The lakeside subdivision looks as sparse as ever. No shopping malls or big hotels clutter the place.
Volunteers have reduced pests to a level where, if you stop on a track, you’re surrounded by bush robins. The morning chorus still rings through the forest here. A short walk into the bush and you’re gloriously alone.
Ahead lies the Kawatiri junction: Nelson one way, Murchison the other, Christchurch a latecoming third. The end of the line for the ambitious Nelson railway. A lonely platform marks its grave. The station was open for five years and twenty-one days before the line was abandoned. Now you can walk through its tunnels and along its embankments.
I expect Murchison to be bustling with new life as the traffic doubles, triples. It is, but it’s the same little town. The butchers still sell their award-winning honey-cured, Manuka-smoked bacon and ham, and sausages to make the most fastidious forget their diets. Hodgsons, a good old country-town general store, still sells everything from bread and milk to kerosene to children’s clothes, and it’s a Post Office too. The big old pub’s airy verandas gaze upon the main street. The junk and antiques store sells the same amazing clutter of crockery, glasses, paintings, old tools. Some of my favourite New Zealand books have come from here.
This was the site of another mighty earthquake, in 1929, but it wasn’t the first time Murchison held the world stage. A plaque on the site of the old courthouse records another explosive event: a ‘gentleman farmer’, one Joseph Sewell, was taken to court in July 1905 after a dispute with another farmer, Walter Neame, over a white-headed heifer.
As the case proceeded, Sewell opted for rougher justice. He put gelignite in his waistcoat pocket and in the courtroom declared he was ‘going to blow the devil to hell’. Fearing that the court injunction ‘All rise!’ was being taken far too literally, policemen ushered him outside, whereupon Sewell blew himself to bits, injuring two and knocking several others senseless. The courthouse was shifted off its foundations. He is now remembered as the world’s first suicide bomber.

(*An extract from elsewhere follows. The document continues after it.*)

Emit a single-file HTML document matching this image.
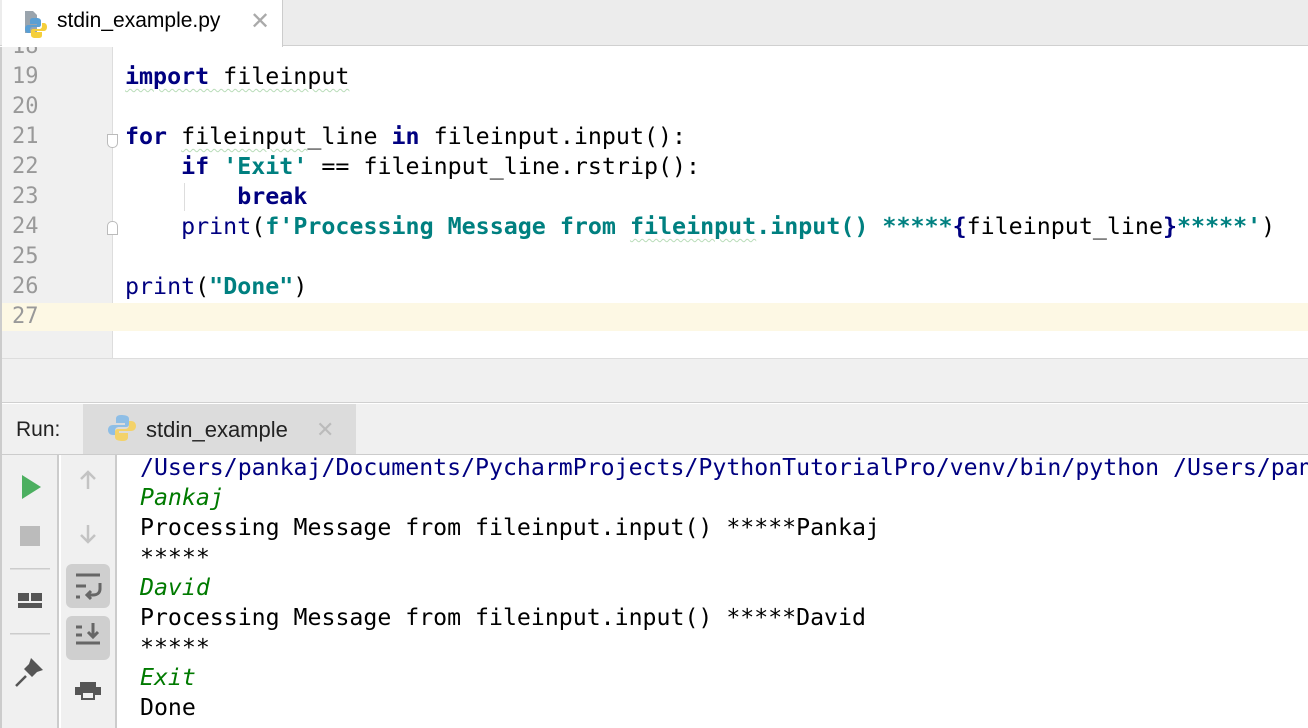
<!DOCTYPE html>
<html><head><meta charset="utf-8"><style>
*{margin:0;padding:0;box-sizing:border-box}
body{width:1308px;height:728px;overflow:hidden;background:#fff;position:relative;font-family:"Liberation Sans",sans-serif}
.abs{position:absolute}
.code{font-family:"DejaVu Sans Mono",monospace;font-size:23.3px;white-space:pre;position:absolute;left:125px;height:30px;line-height:30px;color:#000}
.ln{font-family:"DejaVu Sans Mono",monospace;font-size:22px;color:#999;position:absolute;left:12px;height:30px;line-height:30px}
.k{color:#000080;font-weight:bold}
.s{color:#008080;font-weight:bold}
.b{color:#000080;font-weight:bold}
.con{font-family:"DejaVu Sans Mono",monospace;font-size:23.2px;white-space:pre;position:absolute;left:140px;height:30px;line-height:30px;color:#000}
.g{color:#007a00;font-style:italic}
.wv{text-decoration:underline wavy #b8dcb8;text-underline-offset:4px;text-decoration-thickness:1px}
</style></head><body>
<!-- gutter -->
<div class="abs" style="left:2px;top:47px;width:111px;height:311px;background:#f0f0f0;border-right:1px solid #ddd"></div>
<div class="abs" style="left:0;top:47px;width:2px;height:681px;background:#ccc"></div>
<div class="abs" style="left:2px;top:303px;width:1306px;height:28px;background:#fdf8e4"></div>
<div class="ln" style="top:47px;height:8px;overflow:hidden;line-height:0px">18</div>
<div class="ln" style="top:62px">19</div><div class="ln" style="top:92px">20</div><div class="ln" style="top:122px">21</div><div class="ln" style="top:152px">22</div><div class="ln" style="top:182px">23</div><div class="ln" style="top:212px">24</div><div class="ln" style="top:242px">25</div><div class="ln" style="top:272px">26</div><div class="ln" style="top:302px">27</div>
<!-- tab bar -->
<div class="abs" style="left:0;top:0;width:1308px;height:46px;background:#ececec;border-bottom:1px solid #d0d0d0"></div>
<div class="abs" style="left:2px;top:0;width:281px;height:47px;background:#fff;border-right:1px solid #ccc"></div>
<svg class="abs" style="left:23px;top:9px" width="30" height="30" viewBox="0 0 30 30">
<path d="M2 2h8l4 4v18H2z" fill="#9aa4ad"/>
<path d="M10 9c-3 0-3 2-3 3v3h7v1H5c-2 0-3 2-3 4s1 4 3 4h2v-3c0-2 1-3 3-3h6c1 0 2-1 2-2v-4c0-2-2-3-4-3z" fill="#5a9fd4"/>
<path d="M16 29c3 0 3-2 3-3v-3h-7v-1h9c2 0 3-2 3-4s-1-4-3-4h-2v3c0 2-1 3-3 3h-6c-1 0-2 1-2 2v4c0 2 2 3 4 3z" fill="#f5cf3c"/>
</svg>
<div class="abs" style="left:57px;top:9px;font-size:21px;color:#000">stdin_example.py</div>
<div class="abs" style="left:250px;top:7px;font-size:24px;color:#aaa">✕</div>
<div class="abs" style="left:107px;top:134px;width:11px;height:14px;border:1px solid #bbb;background:#fff;border-radius:0 0 5px 5px"></div>
<div class="abs" style="left:107px;top:221px;width:11px;height:14px;border:1px solid #bbb;background:#fff;border-radius:5px 5px 0 0"></div>
<div class="abs" style="left:184px;top:183px;width:1px;height:28px;background:#ddd"></div>
<div class="code" style="top:62px"><span class="wv"><span class="k">import</span> fileinput</span></div>
<div class="code" style="top:122px"><span class="k">for</span> <span class="wv">fileinput</span>_line <span class="k">in</span> fileinput.input():</div>
<div class="code" style="top:152px">    <span class="k">if</span> <span class="s">'Exit'</span> == fileinput_line.rstrip():</div>
<div class="code" style="top:182px">        <span class="k">break</span></div>
<div class="code" style="top:212px">    <span style="color:#000080">print</span>(<span class="s">f'Processing Message from <span class="wv">fileinput</span>.input() *****</span><span class="b">{</span>fileinput_line<span class="b">}</span><span class="s">*****'</span>)</div>
<div class="code" style="top:272px"><span style="color:#000080">print</span>(<span class="s">"Done"</span>)</div>
<!-- gray strip -->
<div class="abs" style="left:2px;top:358px;width:1306px;height:45px;background:#f0f0f0;border-top:1px solid #ddd;border-bottom:1px solid #d0d0d0"></div>
<!-- run bar -->
<div class="abs" style="left:2px;top:404px;width:1306px;height:51px;background:#f0f0f0;border-bottom:1px solid #ccc"></div>
<div class="abs" style="left:16px;top:418px;font-size:21px;color:#222">Run:</div>
<div class="abs" style="left:83px;top:404px;width:273px;height:50px;background:#dcdcdc"></div>
<svg class="abs" style="left:107px;top:413px" width="30" height="30" viewBox="0 0 30 30">
<path d="M14 2c-5 0-5 3-5 4v4h9v2H6c-3 0-5 2-5 5s2 5 5 5h2v-4c0-3 2-4 4-4h7c2 0 3-1 3-3V6c0-3-3-4-8-4z" fill="#8ebee6"/>
<path d="M16 28c5 0 5-3 5-4v-4h-9v-2h12c3 0 5-2 5-5s-2-5-5-5h-2v4c0 3-2 4-4 4h-7c-2 0-3 1-3 3v5c0 3 3 4 8 4z" fill="#f3d26a"/>
</svg>
<div class="abs" style="left:146px;top:417px;font-size:22px;color:#222">stdin_example</div>
<div class="abs" style="left:316px;top:417px;font-size:22px;color:#bbb">✕</div>
<!-- side toolbars -->
<div class="abs" style="left:2px;top:455px;width:57px;height:273px;background:#f0f0f0;border-right:2px solid #ccc"></div>
<div class="abs" style="left:61px;top:455px;width:56px;height:273px;background:#f0f0f0;border-right:2px solid #ccc"></div>
<svg class="abs" style="left:0;top:455px" width="118" height="273" viewBox="0 0 118 273">
<path d="M22 20l19 12-19 12z" fill="#4caf60"/>
<rect x="20" y="71" width="20" height="20" fill="#bbb"/>
<rect x="10" y="113" width="40" height="1.5" fill="#ccc"/>
<rect x="18" y="138" width="11" height="8" fill="#555"/><rect x="31" y="138" width="11" height="8" fill="#555"/><rect x="18" y="148" width="24" height="5" fill="#555"/>
<rect x="10" y="178" width="40" height="1.5" fill="#ccc"/>
<path d="M16 231l10-10" stroke="#555" stroke-width="2.5"/>
<path d="M31 203l12 12-6 2-5 5-8-8 5-5z" fill="#555"/>
<path d="M88 18v16M81 24l7-7 7 7" stroke="#c3c3c3" stroke-width="2.5" fill="none"/>
<path d="M88 70v16M81 80l7 7 7-7" stroke="#c3c3c3" stroke-width="2.5" fill="none"/>
<rect x="66" y="109" width="44" height="44" rx="6" fill="#cfcfcf"/>
<path d="M76 120h24M76 131h10M76 142h4M100 128v6c0 4-3 6-7 6h-4M91 136l-4 4 4 4" stroke="#666" stroke-width="3" fill="none"/>
<rect x="66" y="161" width="44" height="44" rx="6" fill="#cfcfcf"/>
<path d="M76 172h6M76 180h6M76 188h24M93 168v14M88 177l5 5 5-5" stroke="#666" stroke-width="3" fill="none"/>
<path d="M80 227h16v5h-16z M75 232h26v8h-26z M81 236h14v9h-14z" fill="#555"/><rect x="83" y="238" width="10" height="5" fill="#f0f0f0"/>
</svg>
<!-- console -->
<div class="con" style="top:453px;color:#000080">/Users/pankaj/Documents/PycharmProjects/PythonTutorialPro/venv/bin/python /Users/pankaj</div>
<div class="con g" style="top:483px">Pankaj</div>
<div class="con" style="top:513px">Processing Message from fileinput.input() *****Pankaj</div>
<div class="con" style="top:543px">*****</div>
<div class="con g" style="top:573px">David</div>
<div class="con" style="top:603px">Processing Message from fileinput.input() *****David</div>
<div class="con" style="top:633px">*****</div>
<div class="con g" style="top:663px">Exit</div>
<div class="con" style="top:693px">Done</div>
</body></html>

Now we head west, and once more I note a difference between driv
ing in the North and South islands. Despite horrific accidents, North Island drivers behave better on open roads. They’re so much more crowded. In the South Island’s wide and empty highways, drivers just go for it.
The highway branches at the Maruia River. I head west and stop at Lyell, whose fortunes have waxed and waned. This was once the biggest gold-mining area in the entire Buller district, where miners poked into every crack and crevice. Lyell had a peak population of 2000. The pub was the last survivor, of course. The Post Office Hotel was nearly a century old when it was razed in 1963. Most of Lyell’s history, its relics, treasures and keepsakes, were burned with it. Nothing was saved, and more than a half a century on from that blaze all that can be seen of Lyell is a few flat spots and a couple of cemeteries.
This is classic West Coast. Houses for the living were the first to fall, pubs lasted a little longer, and only the cemeteries of iron and stone have a life after death. The oldest is up a steep track. Forty or fifty people are believed buried there, and you had to be a miner to entomb them in the hard rock. The declining population settled for an easier route to the hereafter, and took to burying their dead on the flat.
But Lyell lives on. Now it’s the start, or the finish, of the Old Ghost Road, a cycling and tramping track running along the old miners’ road between Lyell and the Mokihinui River. I’d tramped up the Mohikinui a few years previously, when Meridian Energy was proposing to build a dam and power station on conservation land there. I wanted to see the river before it was ruined, and grieved for its beautiful heart.